Legal Principles from Precedent
The U.S. Supreme Court referenced legal principles from precedent cases to support its reasoning. It pointed out that the Board's criteria for determining whether the sales were "short" complied with the principles established in Provost v. U.S. The Provost case provided guidance on distinguishing between "short" and ordinary sales based on the factual circumstances and the intentions of the parties involved. By aligning its analysis with these established legal principles, the Board made a legally sound determination. The Court's role was to ensure that the Board's application of the law was correct and that its findings were grounded in substantial evidence, which they were in this instance.
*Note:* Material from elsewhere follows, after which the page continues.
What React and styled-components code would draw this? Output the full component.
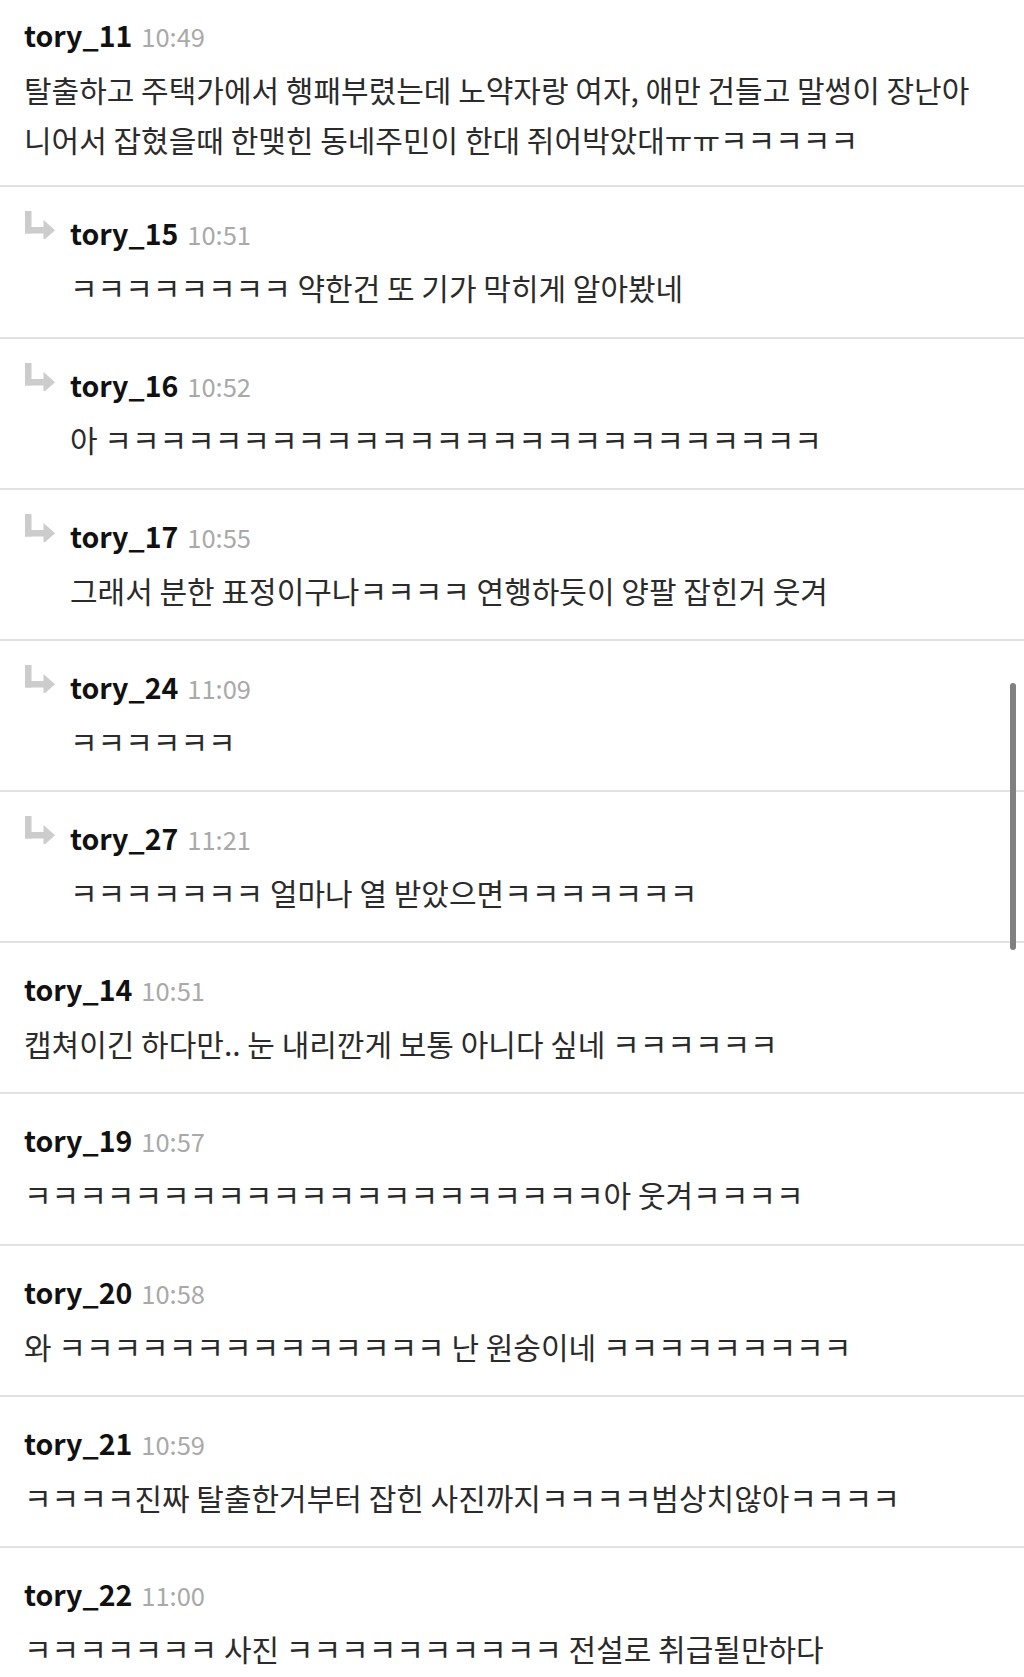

Statutory Standard for Review
The Court highlighted the statutory standard governing appellate review of the Board of Tax Appeals' decisions. Under the statute, a decision by the Board can only be modified or reversed if it is "not in accordance with law." This standard places a significant limitation on the ability of appellate courts to interfere with the Board's factual findings. The Court found that the Circuit Court of Appeals did not adhere to this standard, as it overturned the Board's decision based on differing interpretations of the evidence rather than any legal error. By stressing this statutory requirement, the Court reinforced the deference that must be accorded to the Board's factual determinations.
Conclusion of the Court
The U.S. Supreme Court concluded that the Circuit Court of Appeals improperly substituted its judgment for that of the Board of Tax Appeals. The Board's findings were supported by substantial evidence, including the way the taxpayer's accounts were managed and the lack of typical "short" sale characteristics. The Court reversed the appellate court's decision, upholding the Board's determination that the taxpayer's sales were not "short" sales. This decision reaffirmed the principle that appellate courts must respect the factual findings of the Board when those findings are based on substantial evidence and comply with applicable legal standards.